Front-end source files:
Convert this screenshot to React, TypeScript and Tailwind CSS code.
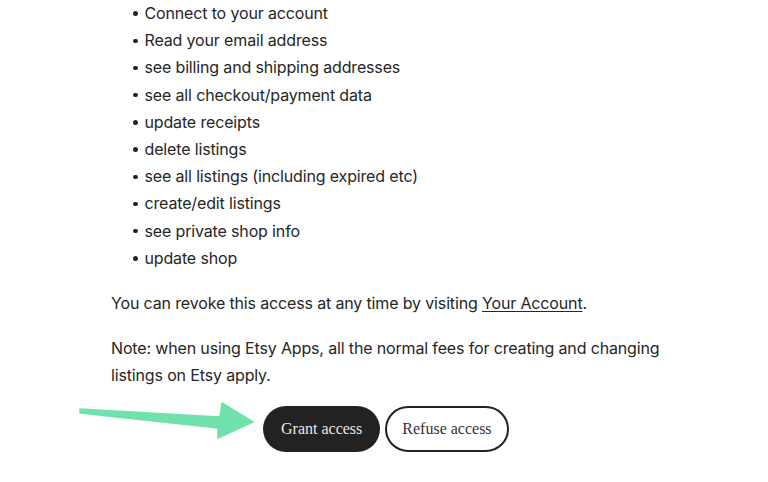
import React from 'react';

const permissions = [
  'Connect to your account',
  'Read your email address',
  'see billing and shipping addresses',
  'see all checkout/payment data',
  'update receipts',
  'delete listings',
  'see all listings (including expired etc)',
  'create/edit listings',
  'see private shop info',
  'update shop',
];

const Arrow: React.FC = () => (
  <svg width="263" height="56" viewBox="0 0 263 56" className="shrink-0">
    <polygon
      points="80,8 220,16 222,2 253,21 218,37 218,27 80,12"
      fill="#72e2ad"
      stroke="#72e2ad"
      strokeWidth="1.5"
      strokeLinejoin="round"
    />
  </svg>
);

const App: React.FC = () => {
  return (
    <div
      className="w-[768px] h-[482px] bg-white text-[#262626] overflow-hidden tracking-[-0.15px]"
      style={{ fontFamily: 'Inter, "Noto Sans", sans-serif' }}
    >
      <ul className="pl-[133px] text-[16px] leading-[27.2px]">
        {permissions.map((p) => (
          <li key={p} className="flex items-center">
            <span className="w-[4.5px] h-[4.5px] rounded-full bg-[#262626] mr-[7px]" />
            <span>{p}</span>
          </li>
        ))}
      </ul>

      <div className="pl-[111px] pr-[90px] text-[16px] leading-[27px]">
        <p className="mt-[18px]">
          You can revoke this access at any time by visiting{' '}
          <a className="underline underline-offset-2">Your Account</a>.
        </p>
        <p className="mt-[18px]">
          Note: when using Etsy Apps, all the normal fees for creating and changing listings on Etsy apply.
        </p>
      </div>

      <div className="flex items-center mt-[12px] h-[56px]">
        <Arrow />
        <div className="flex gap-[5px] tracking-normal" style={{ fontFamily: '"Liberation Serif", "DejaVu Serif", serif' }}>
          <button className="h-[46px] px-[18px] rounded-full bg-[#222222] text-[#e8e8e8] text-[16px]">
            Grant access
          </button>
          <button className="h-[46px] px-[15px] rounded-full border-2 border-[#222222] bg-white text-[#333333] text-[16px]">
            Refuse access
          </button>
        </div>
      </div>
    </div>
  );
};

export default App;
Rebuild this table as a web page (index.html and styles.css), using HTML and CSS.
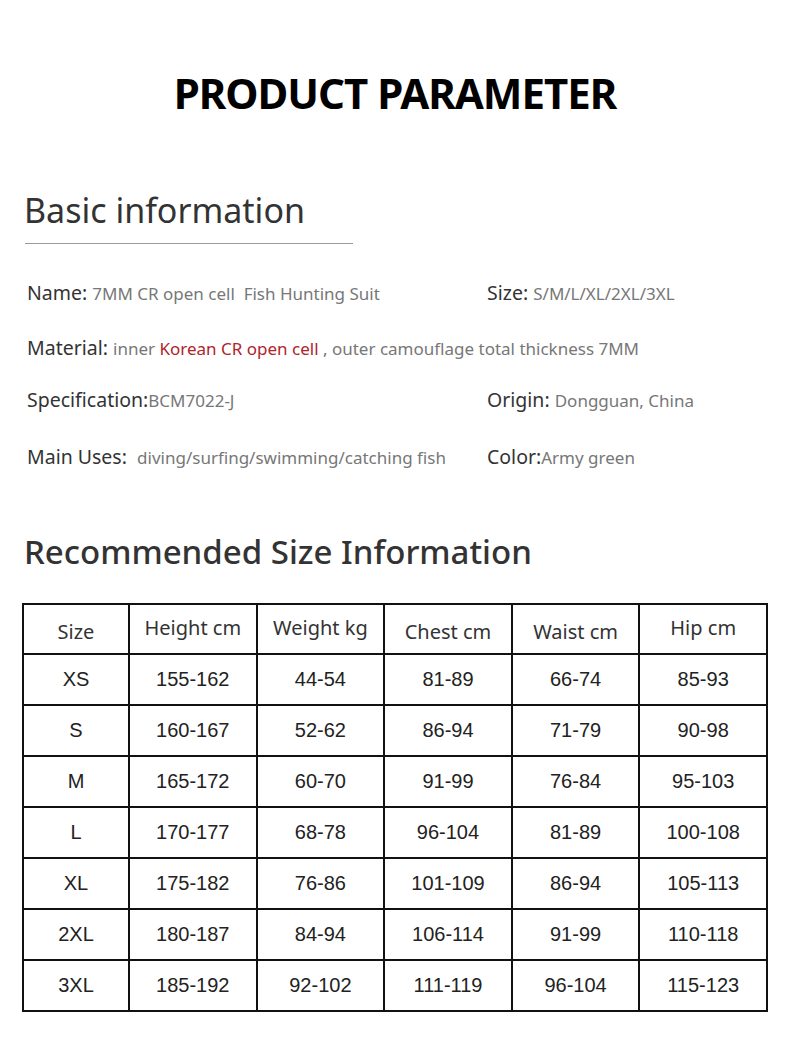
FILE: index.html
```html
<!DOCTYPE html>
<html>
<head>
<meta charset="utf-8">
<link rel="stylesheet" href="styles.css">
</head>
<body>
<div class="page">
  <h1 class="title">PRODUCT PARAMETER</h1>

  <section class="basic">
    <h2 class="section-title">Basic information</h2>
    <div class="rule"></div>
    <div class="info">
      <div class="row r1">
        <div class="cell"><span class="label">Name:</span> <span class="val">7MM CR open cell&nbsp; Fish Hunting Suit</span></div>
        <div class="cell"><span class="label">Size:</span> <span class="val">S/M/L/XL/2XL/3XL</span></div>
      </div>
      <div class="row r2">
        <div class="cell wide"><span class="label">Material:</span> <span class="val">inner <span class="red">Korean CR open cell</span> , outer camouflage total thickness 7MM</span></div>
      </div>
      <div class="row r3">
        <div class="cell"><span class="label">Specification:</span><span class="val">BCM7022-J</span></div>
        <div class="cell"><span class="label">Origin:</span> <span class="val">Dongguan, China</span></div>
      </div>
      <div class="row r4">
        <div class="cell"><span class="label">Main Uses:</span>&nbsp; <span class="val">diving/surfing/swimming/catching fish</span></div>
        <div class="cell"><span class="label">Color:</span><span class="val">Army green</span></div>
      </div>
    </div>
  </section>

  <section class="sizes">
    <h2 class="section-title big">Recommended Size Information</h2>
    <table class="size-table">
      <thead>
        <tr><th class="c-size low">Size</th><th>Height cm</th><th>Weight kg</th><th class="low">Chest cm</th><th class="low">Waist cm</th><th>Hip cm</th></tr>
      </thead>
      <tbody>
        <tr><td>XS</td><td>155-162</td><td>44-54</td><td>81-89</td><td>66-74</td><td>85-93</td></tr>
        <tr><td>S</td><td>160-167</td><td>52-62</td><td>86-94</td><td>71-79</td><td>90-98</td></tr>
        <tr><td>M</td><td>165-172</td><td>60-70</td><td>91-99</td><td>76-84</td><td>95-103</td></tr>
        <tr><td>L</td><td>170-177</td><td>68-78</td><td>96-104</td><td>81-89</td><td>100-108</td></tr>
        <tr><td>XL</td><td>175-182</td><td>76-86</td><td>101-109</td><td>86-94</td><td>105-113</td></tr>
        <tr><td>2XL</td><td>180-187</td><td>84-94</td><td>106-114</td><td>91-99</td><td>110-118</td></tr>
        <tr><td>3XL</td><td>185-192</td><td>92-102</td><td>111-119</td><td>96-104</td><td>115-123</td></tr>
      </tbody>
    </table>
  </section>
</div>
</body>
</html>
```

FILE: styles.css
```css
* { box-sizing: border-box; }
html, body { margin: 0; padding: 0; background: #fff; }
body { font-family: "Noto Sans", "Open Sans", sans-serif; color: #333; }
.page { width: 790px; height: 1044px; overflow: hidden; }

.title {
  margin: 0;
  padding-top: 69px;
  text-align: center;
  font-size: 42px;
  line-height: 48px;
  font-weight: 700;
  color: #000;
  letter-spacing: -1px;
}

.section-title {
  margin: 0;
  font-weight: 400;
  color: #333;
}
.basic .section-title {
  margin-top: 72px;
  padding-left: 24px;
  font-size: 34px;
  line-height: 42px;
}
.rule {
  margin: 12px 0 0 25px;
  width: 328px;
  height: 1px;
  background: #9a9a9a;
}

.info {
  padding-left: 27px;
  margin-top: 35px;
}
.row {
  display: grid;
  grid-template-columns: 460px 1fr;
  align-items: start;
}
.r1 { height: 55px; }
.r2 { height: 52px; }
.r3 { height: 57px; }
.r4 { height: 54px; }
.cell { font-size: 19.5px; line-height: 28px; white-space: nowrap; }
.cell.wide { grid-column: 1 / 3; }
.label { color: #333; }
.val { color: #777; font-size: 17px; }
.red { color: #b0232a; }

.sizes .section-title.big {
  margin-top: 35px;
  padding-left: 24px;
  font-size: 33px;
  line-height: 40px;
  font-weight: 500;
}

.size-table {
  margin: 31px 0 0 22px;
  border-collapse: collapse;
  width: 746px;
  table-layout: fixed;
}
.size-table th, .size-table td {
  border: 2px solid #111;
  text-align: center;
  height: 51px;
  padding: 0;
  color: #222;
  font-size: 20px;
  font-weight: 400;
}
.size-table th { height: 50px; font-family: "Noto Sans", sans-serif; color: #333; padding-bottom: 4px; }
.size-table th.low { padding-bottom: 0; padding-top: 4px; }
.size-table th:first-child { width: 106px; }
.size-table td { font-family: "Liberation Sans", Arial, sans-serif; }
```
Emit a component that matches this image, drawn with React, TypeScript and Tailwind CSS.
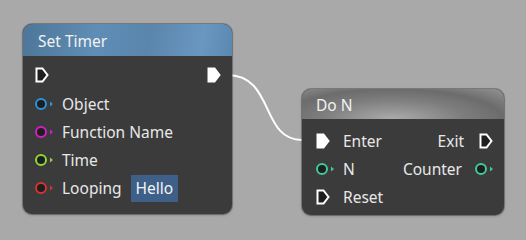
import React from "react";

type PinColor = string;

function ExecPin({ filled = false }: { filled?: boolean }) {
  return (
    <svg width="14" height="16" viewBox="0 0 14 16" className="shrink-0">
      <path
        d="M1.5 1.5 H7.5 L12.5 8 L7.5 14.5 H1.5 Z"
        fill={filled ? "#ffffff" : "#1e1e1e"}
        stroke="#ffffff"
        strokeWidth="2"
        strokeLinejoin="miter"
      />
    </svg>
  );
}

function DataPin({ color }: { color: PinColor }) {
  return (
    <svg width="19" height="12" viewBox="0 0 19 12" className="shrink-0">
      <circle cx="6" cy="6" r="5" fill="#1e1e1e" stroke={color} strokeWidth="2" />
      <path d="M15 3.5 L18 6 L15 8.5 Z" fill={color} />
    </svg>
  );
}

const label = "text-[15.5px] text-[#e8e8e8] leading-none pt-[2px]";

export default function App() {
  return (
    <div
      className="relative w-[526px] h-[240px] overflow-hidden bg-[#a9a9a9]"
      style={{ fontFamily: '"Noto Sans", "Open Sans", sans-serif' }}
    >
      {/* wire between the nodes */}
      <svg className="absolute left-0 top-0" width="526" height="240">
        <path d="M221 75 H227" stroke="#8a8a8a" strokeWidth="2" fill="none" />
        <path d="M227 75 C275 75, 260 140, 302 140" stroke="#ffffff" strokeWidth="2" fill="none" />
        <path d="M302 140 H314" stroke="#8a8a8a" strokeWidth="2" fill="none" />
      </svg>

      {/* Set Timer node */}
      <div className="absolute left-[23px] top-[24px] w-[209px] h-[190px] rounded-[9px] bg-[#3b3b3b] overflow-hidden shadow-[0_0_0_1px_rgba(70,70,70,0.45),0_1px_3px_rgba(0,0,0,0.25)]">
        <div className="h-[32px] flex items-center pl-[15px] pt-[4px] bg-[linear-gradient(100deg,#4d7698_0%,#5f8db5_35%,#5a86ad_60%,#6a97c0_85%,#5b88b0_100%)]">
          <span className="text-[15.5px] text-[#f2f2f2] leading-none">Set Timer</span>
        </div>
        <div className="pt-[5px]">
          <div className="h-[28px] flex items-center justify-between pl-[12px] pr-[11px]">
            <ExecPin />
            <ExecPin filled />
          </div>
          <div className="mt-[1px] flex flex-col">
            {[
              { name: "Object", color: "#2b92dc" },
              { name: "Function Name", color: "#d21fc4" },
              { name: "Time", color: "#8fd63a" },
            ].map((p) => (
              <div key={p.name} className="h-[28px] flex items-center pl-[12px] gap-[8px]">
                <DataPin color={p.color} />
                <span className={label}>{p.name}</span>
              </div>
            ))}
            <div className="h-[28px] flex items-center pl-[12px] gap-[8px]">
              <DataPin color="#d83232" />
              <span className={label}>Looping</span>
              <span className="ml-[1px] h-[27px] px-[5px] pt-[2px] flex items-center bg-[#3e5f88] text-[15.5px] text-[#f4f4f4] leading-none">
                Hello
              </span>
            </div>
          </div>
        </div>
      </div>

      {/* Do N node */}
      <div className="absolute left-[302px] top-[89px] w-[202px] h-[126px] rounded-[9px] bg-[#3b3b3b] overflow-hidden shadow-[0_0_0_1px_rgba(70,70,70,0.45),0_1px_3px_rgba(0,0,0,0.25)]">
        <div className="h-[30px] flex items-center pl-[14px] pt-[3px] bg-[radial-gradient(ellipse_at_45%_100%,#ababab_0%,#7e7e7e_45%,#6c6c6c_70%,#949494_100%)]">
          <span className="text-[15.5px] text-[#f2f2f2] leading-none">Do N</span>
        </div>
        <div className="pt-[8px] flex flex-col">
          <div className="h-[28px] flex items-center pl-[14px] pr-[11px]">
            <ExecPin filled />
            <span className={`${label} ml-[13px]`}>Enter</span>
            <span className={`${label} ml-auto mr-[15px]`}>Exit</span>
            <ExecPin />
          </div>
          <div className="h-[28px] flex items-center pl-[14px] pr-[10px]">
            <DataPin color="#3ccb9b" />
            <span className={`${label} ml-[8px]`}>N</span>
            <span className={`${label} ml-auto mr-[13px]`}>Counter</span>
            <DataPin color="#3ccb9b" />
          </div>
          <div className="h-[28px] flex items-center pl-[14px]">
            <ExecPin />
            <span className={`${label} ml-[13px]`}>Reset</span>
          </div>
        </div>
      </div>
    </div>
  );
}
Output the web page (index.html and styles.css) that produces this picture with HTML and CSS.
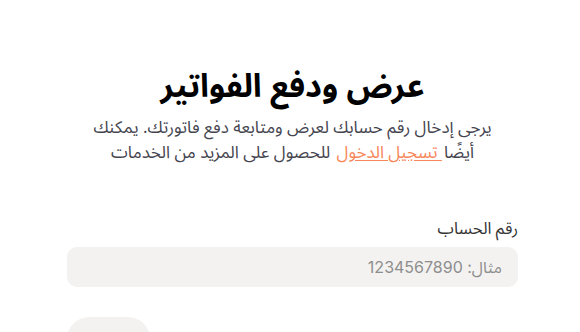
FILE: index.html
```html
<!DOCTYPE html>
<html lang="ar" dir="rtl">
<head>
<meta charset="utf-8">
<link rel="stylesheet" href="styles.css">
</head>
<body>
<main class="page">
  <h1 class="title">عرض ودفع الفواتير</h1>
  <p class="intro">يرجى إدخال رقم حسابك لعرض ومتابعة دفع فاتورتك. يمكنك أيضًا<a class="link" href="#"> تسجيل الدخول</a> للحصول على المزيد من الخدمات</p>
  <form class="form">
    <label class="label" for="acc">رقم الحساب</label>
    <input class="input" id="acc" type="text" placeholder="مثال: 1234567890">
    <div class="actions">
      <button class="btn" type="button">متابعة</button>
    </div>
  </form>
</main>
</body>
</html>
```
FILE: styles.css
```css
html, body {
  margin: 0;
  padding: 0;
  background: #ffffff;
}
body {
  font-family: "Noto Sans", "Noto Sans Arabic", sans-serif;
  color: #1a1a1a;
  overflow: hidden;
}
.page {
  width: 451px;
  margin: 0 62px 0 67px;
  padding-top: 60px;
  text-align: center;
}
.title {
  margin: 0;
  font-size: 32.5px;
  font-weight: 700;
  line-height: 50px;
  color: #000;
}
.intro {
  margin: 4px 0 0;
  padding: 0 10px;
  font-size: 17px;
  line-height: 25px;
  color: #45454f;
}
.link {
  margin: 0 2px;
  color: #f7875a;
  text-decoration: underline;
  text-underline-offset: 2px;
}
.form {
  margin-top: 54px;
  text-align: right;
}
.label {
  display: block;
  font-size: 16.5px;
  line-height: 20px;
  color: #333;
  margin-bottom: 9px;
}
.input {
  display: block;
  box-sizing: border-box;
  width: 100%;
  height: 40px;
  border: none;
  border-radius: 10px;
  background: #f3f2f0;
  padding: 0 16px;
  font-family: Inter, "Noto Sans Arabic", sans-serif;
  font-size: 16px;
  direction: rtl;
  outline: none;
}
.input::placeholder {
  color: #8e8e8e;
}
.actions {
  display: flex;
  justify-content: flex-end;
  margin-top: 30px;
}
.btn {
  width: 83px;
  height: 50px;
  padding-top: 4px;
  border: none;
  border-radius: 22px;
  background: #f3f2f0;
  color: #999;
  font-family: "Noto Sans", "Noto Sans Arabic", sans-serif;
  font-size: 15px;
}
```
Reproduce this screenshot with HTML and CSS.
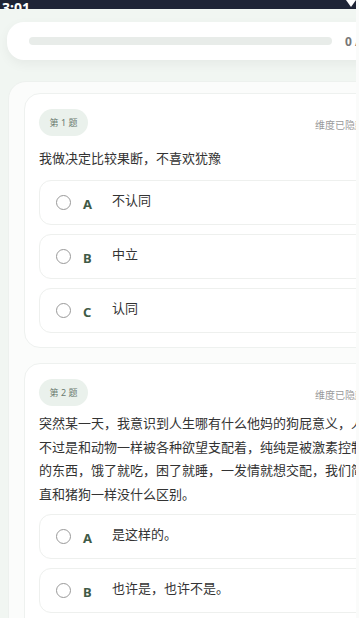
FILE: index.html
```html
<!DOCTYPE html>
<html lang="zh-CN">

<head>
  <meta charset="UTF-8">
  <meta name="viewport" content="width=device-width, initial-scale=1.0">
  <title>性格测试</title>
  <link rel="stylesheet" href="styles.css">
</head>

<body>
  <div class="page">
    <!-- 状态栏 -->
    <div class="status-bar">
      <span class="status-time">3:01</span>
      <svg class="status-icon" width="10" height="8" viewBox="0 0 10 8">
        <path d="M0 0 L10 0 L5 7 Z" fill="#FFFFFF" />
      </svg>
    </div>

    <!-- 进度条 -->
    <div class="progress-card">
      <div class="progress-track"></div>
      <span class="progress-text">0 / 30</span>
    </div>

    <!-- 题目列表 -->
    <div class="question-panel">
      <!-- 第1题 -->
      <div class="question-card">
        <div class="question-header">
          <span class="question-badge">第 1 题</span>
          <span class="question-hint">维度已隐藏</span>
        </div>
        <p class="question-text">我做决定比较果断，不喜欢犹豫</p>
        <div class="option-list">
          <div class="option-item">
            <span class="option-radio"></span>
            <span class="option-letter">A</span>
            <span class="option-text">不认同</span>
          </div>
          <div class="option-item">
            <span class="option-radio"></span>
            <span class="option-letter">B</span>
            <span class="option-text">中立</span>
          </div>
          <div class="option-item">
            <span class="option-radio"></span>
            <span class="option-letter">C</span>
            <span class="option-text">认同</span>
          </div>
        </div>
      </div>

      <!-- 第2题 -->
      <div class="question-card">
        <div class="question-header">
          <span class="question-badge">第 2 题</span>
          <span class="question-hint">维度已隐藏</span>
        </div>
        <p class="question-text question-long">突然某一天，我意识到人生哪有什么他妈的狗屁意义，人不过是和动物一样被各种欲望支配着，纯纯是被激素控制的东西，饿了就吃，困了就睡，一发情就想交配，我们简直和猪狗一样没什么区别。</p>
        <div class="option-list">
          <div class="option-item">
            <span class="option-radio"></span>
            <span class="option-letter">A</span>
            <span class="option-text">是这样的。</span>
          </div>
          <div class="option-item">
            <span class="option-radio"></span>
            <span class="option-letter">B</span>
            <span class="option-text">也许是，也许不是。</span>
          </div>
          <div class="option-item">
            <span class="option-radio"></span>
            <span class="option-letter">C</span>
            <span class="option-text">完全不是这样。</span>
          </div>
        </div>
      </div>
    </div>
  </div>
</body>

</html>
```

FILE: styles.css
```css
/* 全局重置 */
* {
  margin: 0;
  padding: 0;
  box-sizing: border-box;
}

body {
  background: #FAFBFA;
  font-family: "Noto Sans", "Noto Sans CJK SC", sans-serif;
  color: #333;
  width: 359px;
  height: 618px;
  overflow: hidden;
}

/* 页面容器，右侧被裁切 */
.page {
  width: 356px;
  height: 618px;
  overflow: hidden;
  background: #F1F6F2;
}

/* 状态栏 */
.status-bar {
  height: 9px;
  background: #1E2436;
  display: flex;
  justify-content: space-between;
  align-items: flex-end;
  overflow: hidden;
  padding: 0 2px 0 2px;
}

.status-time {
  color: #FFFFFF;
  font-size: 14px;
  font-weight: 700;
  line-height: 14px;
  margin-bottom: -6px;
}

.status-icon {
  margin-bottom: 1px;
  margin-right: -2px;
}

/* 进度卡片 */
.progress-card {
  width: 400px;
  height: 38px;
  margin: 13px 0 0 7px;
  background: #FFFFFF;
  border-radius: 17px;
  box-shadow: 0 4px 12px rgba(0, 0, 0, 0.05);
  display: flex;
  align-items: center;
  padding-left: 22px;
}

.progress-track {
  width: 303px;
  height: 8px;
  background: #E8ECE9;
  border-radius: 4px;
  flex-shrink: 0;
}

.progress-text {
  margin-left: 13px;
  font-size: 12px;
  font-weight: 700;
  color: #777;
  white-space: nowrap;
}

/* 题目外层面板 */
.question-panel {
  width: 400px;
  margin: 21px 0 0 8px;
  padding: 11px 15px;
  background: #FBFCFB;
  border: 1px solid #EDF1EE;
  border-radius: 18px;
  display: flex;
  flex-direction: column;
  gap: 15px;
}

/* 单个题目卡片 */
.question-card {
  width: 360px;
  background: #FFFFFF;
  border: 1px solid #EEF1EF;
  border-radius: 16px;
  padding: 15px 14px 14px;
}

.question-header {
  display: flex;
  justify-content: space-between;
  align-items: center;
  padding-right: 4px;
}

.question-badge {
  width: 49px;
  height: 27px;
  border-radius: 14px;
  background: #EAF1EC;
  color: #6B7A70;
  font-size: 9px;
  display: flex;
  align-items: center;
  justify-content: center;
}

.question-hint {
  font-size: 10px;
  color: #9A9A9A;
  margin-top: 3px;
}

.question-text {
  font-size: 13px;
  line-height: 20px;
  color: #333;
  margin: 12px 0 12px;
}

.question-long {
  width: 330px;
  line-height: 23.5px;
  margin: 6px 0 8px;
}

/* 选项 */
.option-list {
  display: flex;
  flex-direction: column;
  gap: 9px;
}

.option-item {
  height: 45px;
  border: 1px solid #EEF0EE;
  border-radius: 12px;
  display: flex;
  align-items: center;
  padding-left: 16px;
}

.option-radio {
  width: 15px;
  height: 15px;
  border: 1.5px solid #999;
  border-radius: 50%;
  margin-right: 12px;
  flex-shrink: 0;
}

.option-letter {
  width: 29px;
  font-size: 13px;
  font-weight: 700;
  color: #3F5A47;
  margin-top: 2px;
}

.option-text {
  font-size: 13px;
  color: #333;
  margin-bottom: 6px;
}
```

** REQUIRED TASK **
Begin at the top of the records above and retype each line exactly until the line containing "import React from 'react';", which is included. Skip all pictures.

** TASK OUTPUT **
Convert this screenshot to React, TypeScript and Tailwind CSS code.
import React from 'react';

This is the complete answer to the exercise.